Your task:
Exclude pictures. Extract exactly the lines from the one that contains "Generate a web" down to the one that contains "const DOTS = [2, 7, 12];", both included.

Records shown:
☆ ☆ ☆

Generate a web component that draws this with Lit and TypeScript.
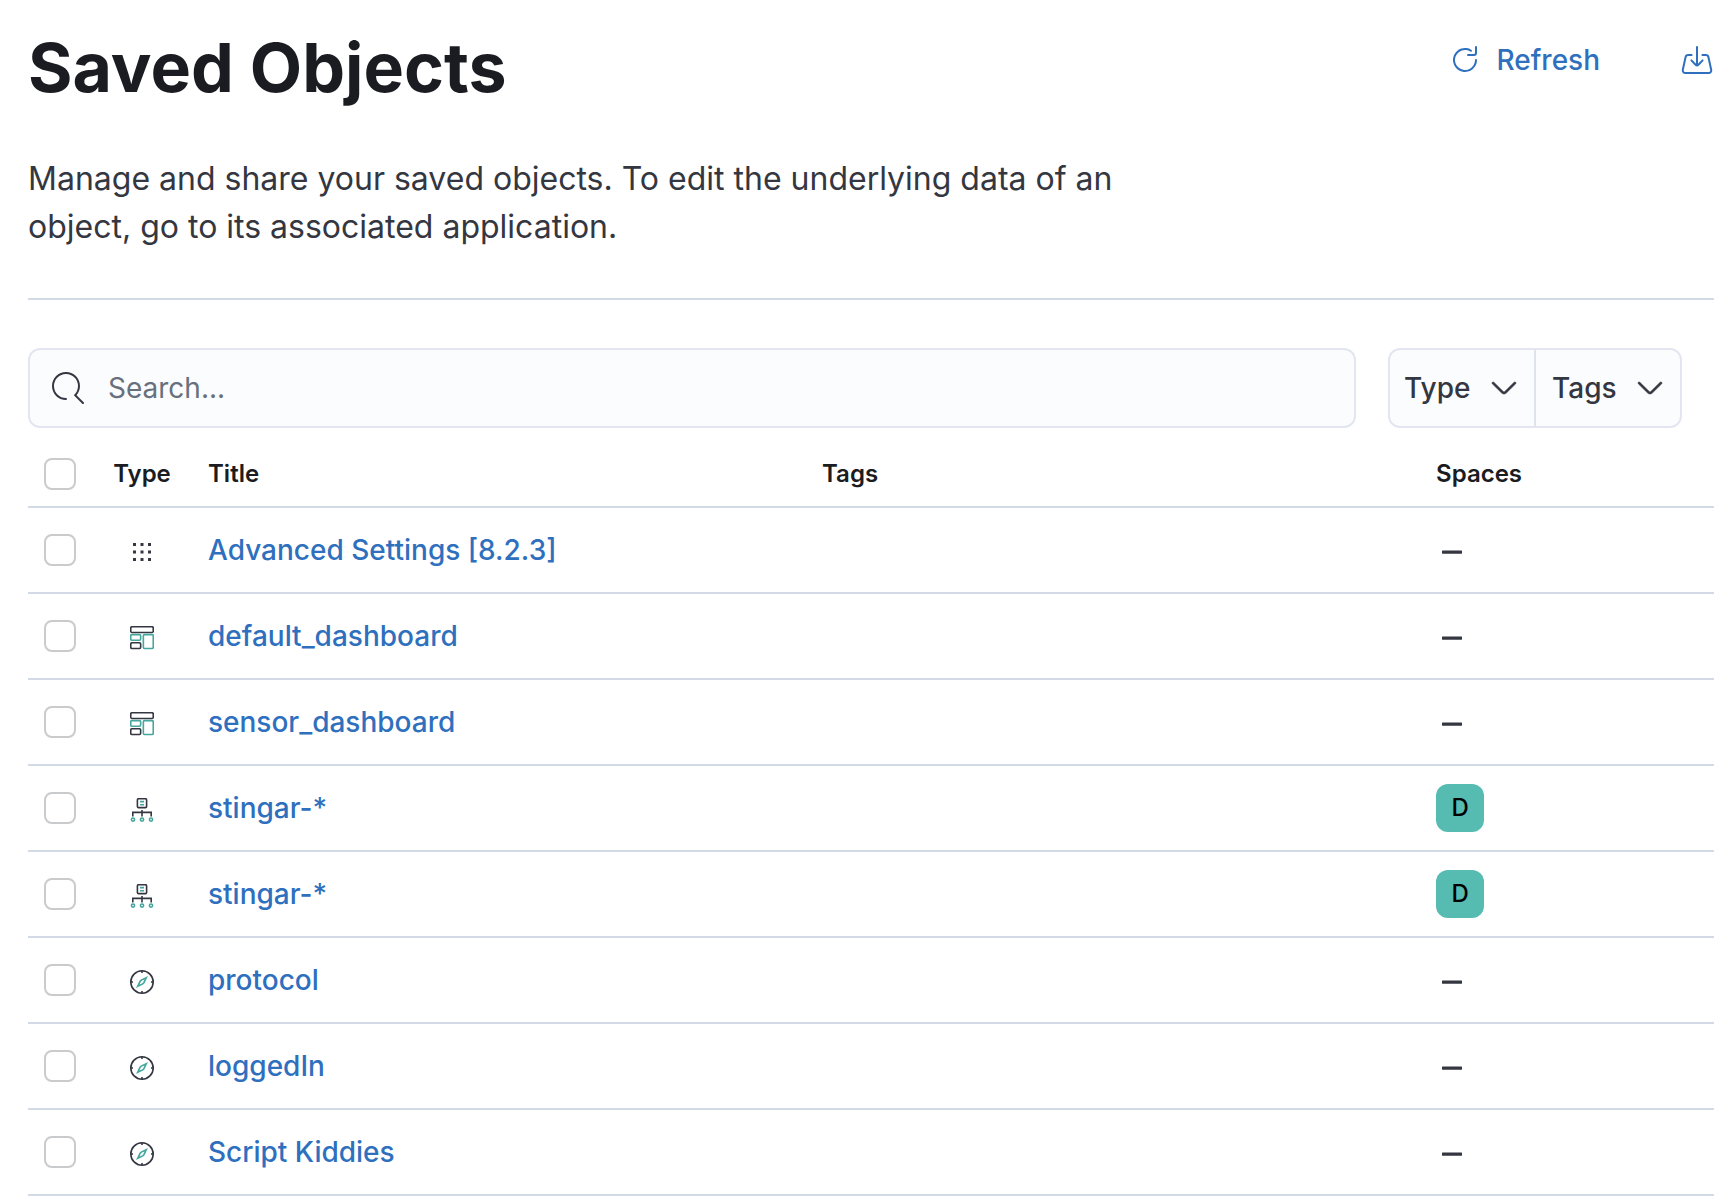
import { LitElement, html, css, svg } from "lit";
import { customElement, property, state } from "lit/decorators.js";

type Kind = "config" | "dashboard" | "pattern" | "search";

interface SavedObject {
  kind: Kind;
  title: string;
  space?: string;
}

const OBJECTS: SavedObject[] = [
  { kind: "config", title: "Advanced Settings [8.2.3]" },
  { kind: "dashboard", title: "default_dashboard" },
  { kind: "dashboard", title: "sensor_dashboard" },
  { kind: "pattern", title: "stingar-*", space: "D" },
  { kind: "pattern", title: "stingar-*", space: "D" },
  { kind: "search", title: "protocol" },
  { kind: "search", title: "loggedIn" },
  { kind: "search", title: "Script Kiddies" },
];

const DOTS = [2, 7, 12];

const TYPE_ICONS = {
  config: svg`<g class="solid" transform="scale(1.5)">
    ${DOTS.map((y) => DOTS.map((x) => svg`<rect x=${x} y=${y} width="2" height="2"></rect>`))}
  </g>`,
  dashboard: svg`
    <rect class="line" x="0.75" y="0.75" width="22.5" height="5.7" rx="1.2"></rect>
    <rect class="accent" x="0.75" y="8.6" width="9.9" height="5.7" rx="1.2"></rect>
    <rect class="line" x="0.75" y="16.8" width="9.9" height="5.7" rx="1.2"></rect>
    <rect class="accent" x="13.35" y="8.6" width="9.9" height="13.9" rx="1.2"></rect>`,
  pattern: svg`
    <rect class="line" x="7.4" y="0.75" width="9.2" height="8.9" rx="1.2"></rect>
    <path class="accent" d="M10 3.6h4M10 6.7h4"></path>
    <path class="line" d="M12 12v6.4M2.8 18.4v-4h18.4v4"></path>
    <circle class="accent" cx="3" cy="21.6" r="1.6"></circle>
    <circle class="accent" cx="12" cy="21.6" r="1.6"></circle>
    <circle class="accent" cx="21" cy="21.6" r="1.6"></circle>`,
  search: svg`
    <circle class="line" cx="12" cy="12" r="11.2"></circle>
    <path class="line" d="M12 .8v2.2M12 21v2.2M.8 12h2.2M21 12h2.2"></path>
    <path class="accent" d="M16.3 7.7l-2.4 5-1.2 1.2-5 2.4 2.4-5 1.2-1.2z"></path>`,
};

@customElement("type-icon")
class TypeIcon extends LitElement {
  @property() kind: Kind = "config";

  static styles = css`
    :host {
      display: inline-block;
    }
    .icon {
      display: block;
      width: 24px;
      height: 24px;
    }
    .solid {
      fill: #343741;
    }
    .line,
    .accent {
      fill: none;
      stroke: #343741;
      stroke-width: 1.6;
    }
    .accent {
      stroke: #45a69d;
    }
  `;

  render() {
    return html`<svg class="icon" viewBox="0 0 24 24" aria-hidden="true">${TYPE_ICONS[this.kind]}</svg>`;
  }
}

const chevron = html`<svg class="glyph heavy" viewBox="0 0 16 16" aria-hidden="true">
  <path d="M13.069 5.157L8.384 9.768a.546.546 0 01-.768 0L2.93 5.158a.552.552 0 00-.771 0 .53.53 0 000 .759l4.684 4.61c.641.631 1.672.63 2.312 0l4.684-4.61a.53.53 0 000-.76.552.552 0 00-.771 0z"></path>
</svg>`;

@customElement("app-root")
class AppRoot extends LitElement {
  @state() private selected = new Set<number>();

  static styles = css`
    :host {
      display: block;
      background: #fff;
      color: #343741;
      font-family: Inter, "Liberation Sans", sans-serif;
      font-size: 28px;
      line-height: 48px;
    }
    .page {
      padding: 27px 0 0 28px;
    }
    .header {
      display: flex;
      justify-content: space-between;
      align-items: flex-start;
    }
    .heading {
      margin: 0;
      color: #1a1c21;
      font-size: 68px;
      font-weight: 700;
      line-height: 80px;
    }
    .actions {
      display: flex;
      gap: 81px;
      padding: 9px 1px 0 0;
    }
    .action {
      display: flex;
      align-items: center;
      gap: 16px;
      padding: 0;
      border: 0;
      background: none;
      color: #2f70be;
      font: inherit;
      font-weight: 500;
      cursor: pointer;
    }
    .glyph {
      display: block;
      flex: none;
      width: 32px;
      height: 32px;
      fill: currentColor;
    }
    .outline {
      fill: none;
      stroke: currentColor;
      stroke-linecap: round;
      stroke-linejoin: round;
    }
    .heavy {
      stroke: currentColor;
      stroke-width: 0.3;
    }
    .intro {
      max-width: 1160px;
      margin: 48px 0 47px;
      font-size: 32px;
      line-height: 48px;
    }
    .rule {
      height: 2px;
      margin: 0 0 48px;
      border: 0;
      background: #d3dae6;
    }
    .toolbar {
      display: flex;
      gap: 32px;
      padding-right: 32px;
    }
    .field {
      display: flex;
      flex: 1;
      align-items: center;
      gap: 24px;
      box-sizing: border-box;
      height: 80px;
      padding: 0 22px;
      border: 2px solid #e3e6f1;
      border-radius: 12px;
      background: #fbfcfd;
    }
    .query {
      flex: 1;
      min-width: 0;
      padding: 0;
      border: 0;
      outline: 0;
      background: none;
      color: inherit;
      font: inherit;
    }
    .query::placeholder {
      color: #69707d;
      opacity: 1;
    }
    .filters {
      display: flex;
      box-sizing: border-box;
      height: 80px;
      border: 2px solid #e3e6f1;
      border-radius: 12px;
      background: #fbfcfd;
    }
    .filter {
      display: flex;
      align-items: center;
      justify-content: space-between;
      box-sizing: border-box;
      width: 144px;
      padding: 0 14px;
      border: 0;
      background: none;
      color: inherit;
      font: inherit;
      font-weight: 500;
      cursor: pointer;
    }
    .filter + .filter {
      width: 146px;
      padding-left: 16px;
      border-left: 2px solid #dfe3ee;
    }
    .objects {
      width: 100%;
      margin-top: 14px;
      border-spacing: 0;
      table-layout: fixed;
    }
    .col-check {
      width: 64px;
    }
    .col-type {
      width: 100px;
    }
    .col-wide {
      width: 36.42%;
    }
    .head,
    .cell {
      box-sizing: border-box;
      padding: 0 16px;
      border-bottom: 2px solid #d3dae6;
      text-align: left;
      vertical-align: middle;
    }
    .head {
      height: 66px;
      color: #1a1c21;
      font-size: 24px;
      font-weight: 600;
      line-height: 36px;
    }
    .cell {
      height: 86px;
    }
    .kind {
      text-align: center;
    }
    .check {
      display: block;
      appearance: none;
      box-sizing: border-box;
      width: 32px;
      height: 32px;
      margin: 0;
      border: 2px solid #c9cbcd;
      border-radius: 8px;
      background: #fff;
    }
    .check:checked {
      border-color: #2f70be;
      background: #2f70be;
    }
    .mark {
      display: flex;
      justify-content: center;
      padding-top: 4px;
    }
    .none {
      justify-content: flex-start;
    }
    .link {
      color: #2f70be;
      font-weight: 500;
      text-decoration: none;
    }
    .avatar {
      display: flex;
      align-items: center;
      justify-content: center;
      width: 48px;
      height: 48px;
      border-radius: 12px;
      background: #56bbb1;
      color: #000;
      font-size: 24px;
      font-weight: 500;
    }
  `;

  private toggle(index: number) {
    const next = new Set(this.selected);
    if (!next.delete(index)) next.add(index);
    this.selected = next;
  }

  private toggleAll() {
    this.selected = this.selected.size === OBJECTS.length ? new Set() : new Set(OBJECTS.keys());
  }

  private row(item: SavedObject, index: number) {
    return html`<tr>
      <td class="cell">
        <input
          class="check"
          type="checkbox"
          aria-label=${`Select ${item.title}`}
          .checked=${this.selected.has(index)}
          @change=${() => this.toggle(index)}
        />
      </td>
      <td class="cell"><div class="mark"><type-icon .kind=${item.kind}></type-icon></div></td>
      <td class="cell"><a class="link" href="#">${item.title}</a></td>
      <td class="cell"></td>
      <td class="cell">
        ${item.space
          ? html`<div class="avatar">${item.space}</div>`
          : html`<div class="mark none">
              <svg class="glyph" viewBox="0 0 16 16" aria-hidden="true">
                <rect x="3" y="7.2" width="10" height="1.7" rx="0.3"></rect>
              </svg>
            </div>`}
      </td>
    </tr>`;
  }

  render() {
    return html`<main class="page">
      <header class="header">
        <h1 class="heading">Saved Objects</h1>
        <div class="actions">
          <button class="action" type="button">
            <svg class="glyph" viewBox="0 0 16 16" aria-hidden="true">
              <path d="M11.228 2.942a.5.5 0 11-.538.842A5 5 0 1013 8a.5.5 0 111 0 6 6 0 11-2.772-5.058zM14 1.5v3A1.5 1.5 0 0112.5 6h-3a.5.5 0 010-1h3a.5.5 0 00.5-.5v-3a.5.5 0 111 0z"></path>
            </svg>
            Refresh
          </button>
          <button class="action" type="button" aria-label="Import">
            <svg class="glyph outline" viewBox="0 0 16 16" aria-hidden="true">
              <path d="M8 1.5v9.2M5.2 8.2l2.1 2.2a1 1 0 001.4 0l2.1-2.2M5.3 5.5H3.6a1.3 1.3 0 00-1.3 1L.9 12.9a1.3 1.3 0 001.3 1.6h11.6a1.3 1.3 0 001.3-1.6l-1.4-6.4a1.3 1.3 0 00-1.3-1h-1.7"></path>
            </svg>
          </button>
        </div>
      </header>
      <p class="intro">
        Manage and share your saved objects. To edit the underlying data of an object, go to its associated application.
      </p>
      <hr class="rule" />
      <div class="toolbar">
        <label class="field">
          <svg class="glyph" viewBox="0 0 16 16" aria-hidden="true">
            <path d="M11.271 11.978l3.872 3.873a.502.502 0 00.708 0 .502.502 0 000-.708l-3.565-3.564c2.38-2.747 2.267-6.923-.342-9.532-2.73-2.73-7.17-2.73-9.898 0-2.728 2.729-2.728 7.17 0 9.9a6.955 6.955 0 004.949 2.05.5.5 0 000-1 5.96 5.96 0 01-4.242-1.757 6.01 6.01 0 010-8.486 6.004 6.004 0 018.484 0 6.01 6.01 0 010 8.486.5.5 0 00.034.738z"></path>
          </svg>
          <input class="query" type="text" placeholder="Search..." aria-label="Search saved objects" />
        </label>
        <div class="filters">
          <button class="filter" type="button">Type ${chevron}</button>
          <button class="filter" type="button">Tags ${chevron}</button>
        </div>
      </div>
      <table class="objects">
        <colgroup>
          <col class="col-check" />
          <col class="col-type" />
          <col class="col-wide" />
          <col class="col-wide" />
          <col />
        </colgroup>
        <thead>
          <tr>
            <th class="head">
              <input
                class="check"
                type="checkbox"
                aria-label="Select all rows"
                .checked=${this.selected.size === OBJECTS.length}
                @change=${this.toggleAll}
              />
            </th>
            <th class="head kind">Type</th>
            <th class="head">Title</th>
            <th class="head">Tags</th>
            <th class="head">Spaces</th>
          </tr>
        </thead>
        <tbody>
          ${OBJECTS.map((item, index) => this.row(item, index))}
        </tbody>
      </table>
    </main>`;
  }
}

☆ ☆ ☆

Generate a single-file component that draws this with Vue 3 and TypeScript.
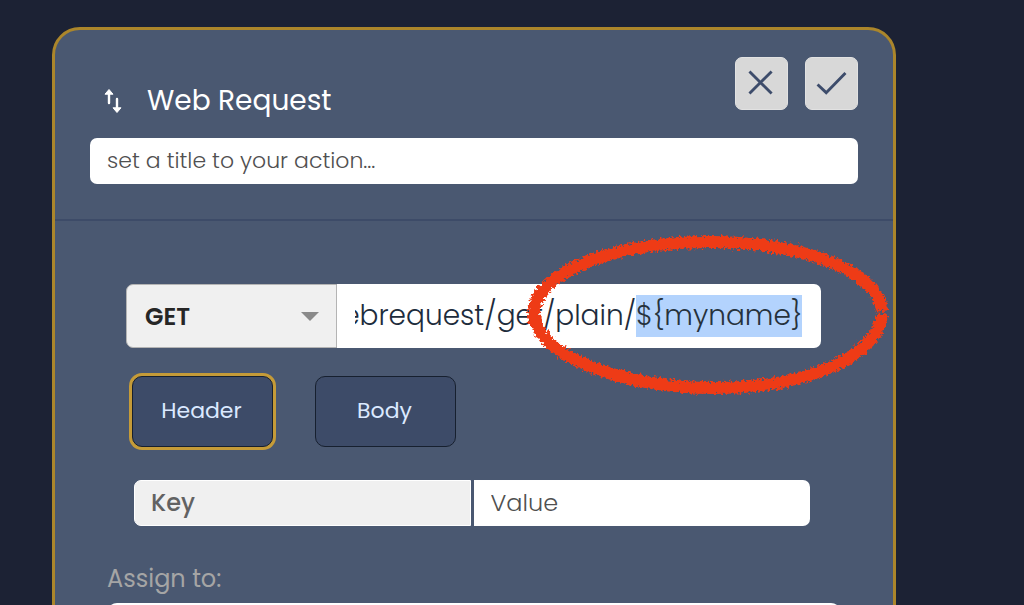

☆ ☆ ☆

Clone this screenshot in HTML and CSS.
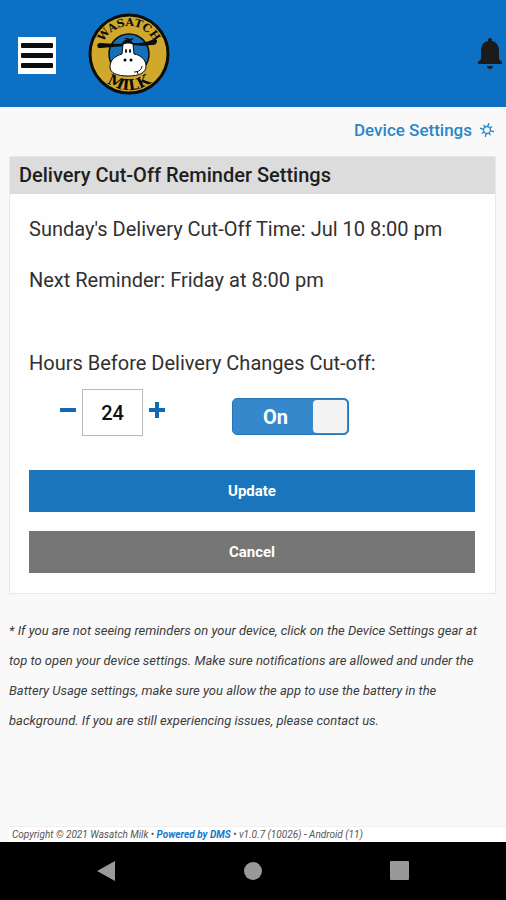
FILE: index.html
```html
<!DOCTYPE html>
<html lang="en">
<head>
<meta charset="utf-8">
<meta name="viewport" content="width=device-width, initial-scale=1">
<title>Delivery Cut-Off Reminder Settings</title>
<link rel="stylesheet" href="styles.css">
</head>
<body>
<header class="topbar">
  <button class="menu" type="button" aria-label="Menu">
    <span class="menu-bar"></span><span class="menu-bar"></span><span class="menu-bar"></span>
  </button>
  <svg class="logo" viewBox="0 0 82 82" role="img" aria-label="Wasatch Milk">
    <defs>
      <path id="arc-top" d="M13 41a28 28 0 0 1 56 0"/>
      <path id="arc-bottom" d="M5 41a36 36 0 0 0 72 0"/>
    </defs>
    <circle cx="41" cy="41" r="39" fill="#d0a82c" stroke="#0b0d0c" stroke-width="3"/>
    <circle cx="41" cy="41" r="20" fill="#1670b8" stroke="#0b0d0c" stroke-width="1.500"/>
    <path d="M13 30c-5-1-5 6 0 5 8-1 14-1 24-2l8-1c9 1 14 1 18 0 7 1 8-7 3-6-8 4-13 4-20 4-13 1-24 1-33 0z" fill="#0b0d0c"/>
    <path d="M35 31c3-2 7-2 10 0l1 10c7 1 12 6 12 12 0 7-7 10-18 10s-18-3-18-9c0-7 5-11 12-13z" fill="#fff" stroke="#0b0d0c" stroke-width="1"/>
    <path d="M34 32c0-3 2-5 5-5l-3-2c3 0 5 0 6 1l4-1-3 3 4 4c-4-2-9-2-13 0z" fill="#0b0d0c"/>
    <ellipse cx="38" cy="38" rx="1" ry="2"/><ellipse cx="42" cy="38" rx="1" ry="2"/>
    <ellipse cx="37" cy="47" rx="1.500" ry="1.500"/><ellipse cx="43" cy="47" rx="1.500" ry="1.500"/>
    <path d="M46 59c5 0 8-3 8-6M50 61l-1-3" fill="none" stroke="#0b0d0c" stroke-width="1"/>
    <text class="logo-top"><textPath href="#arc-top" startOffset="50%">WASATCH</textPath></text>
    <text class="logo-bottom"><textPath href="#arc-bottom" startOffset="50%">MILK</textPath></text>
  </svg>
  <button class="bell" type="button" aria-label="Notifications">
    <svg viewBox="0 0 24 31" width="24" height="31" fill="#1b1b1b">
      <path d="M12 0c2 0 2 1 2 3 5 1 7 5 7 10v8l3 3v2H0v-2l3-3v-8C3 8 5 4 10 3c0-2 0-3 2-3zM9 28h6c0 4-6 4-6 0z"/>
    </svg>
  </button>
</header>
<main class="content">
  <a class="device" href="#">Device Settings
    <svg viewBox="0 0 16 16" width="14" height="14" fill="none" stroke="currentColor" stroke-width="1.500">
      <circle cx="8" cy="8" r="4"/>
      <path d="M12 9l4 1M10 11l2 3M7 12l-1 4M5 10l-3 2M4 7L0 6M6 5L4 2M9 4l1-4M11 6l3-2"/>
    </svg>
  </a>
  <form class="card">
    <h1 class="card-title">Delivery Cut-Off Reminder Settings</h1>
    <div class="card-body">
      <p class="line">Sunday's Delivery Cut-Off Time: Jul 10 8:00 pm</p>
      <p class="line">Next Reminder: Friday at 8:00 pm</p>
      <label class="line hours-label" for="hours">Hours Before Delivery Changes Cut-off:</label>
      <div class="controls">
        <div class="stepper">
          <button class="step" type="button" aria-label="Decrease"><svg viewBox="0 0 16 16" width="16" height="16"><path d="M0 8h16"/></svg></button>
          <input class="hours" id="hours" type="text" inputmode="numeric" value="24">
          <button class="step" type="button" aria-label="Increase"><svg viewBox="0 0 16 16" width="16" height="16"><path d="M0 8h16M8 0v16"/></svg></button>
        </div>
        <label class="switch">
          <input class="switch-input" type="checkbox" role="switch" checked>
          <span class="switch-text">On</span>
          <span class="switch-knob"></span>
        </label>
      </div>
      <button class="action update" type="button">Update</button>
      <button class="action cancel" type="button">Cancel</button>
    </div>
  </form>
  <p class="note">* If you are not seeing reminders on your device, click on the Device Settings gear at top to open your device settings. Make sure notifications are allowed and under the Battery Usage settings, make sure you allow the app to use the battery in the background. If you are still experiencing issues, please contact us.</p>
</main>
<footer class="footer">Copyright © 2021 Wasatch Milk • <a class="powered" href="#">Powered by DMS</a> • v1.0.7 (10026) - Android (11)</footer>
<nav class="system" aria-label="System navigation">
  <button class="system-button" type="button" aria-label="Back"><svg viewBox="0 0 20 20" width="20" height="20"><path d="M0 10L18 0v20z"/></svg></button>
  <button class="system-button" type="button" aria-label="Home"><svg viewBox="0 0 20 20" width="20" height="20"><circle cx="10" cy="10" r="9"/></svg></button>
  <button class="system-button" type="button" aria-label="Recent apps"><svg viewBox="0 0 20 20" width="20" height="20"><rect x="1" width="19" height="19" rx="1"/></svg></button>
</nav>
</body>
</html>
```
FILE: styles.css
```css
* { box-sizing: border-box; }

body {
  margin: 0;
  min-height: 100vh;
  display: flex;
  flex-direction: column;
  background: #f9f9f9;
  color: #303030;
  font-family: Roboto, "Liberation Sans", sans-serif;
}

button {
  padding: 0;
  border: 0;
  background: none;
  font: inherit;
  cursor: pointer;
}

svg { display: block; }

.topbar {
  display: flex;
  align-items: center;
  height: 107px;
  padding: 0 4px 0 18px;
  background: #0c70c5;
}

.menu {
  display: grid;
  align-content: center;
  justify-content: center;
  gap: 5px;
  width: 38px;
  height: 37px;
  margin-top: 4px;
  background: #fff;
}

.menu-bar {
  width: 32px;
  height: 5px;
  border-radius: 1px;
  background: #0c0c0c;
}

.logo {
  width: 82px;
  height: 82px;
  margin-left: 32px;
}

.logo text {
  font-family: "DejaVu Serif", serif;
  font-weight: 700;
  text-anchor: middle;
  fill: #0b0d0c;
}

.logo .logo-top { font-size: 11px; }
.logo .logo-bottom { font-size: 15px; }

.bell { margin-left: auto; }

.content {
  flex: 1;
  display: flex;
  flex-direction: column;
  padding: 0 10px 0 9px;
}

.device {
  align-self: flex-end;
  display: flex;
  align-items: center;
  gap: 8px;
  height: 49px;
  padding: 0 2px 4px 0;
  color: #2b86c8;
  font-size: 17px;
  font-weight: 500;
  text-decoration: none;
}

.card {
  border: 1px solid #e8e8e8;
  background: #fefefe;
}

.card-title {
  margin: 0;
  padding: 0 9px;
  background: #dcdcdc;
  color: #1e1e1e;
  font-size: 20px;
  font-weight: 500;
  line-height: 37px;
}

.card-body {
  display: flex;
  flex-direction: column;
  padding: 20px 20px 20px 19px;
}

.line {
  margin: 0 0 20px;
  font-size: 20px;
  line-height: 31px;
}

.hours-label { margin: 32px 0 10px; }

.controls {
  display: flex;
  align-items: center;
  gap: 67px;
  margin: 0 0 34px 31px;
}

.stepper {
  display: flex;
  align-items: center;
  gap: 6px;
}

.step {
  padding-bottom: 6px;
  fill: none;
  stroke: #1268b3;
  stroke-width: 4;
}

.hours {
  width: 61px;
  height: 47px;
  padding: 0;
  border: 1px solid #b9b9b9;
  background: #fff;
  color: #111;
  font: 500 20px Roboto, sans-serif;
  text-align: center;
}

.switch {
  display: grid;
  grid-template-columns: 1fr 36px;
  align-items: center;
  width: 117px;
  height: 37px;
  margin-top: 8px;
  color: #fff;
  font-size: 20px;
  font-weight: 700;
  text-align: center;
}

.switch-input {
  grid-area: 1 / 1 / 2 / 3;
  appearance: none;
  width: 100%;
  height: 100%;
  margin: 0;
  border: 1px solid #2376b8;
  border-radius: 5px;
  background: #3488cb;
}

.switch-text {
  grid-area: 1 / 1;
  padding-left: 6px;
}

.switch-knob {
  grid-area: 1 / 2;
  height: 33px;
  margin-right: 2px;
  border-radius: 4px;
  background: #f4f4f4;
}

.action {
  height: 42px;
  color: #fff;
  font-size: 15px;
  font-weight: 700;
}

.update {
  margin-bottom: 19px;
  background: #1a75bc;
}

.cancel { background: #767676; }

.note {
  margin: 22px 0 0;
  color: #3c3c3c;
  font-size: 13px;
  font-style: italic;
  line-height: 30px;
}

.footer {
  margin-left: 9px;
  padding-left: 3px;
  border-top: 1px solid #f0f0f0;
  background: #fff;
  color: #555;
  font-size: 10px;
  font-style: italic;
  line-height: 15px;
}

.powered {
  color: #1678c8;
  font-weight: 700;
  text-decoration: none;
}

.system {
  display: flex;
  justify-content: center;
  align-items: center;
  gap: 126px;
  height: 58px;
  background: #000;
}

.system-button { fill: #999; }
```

☆ ☆ ☆

Response for this exercise:
Generate a web component that draws this with Lit and TypeScript.
import { LitElement, html, css, svg } from "lit";
import { customElement, property, state } from "lit/decorators.js";

type Kind = "config" | "dashboard" | "pattern" | "search";

interface SavedObject {
  kind: Kind;
  title: string;
  space?: string;
}

const OBJECTS: SavedObject[] = [
  { kind: "config", title: "Advanced Settings [8.2.3]" },
  { kind: "dashboard", title: "default_dashboard" },
  { kind: "dashboard", title: "sensor_dashboard" },
  { kind: "pattern", title: "stingar-*", space: "D" },
  { kind: "pattern", title: "stingar-*", space: "D" },
  { kind: "search", title: "protocol" },
  { kind: "search", title: "loggedIn" },
  { kind: "search", title: "Script Kiddies" },
];

const DOTS = [2, 7, 12];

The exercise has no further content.